In the late Ming merchants made the biggest profits by buying cheap raw material which they distributed among the weavers and selling the finished product for a high price. The merchants created a market economy by

► using the state communication system to link local economies

► organizing regional rural and urban (workshop) labor into a consecutive production process

► linking production and consumption

► involving the gentry society (and thus improving their own social status)

 

Women in the Commercial Economy

 

Women were consumers and producers of goods and services.

As producers of commodities they were textile workers in their own households. They produced not only for the family, but worked for a surplus analogous to wage labor. Until the end of the Qing Dynasty they became marginalized in the textile production because the workforce of male weavers increased with growing diversity of occupations.

►As producers of services they worked as teachers in the inner chambers, peddlers, or prostitutes. Brothels were common institutions in Ming cities visited by male sojourners and migrant workers in the cities who were too poor to get married. Women could be sold to brothels by fathers or husbands, often they were bought by brothel owners as orphaned victims after famines.

 

In the late Ming a “cult of romantic love” developed in which men searched for educated women as companions. What made courtesanship attractive for the men who could afford such a companion was that the relationship was neither based on a family arrangement (like a marriage) nor was there any dowry transfer to the family of the woman.

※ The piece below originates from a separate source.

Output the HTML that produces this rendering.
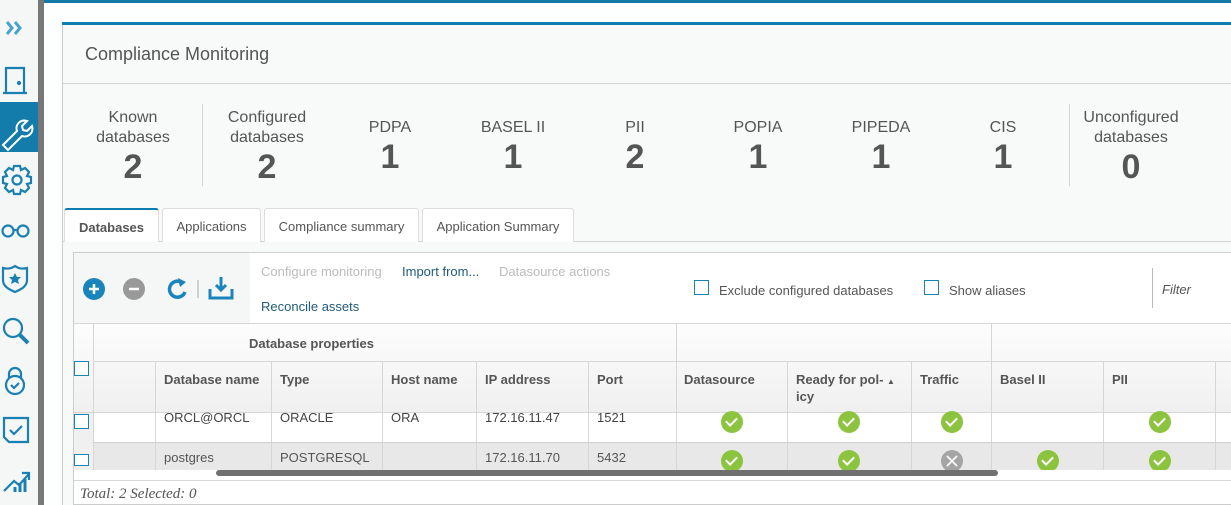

Instead men tried to meet female soulmates who were educated on the level of their male partners and trained in calligraphy, painting, poetry, musical performances, and were able to participate in sophisticated discussions.  Brook mentions that the cult of romantic love was often used to cover up male “political insignificance and failed careers”. The romantic loyalty to a lover was equalized to the loyalty to the endangered and finally fallen dynasty.